### Exercise brief
Lift out each line of the data that holds "this".

### Listing
.....

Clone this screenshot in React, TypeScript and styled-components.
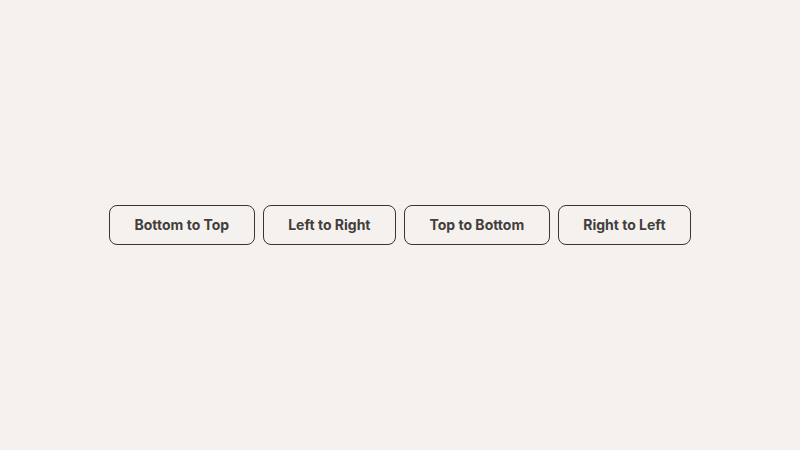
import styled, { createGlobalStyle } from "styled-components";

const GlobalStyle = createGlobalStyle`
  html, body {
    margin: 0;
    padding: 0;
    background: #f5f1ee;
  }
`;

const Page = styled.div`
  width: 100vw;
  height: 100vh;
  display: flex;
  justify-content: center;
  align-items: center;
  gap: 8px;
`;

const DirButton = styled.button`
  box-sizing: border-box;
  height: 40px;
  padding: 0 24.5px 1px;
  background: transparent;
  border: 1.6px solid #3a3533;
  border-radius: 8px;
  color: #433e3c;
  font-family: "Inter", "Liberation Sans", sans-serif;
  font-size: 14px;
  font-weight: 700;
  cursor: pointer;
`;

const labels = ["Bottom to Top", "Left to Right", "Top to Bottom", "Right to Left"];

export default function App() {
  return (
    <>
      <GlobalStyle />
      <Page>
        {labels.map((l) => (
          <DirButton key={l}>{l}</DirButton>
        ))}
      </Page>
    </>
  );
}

.....

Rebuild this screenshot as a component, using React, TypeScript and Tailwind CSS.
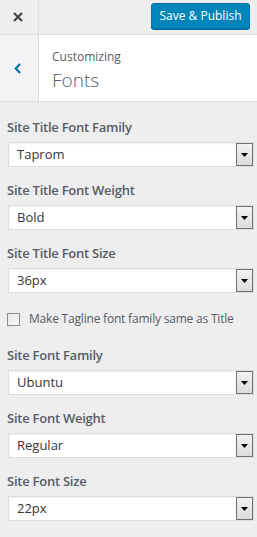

.....

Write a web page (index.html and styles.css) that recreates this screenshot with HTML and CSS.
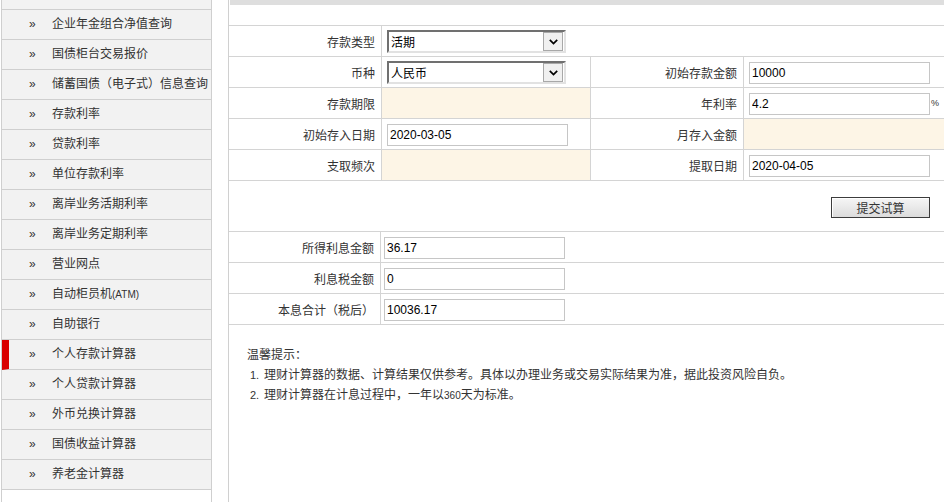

.....

### Worked solution
Clone this screenshot in React, TypeScript and styled-components.
Rebuild this screenshot as a component, using React, TypeScript and Tailwind CSS.
Write a web page (index.html and styles.css) that recreates this screenshot with HTML and CSS.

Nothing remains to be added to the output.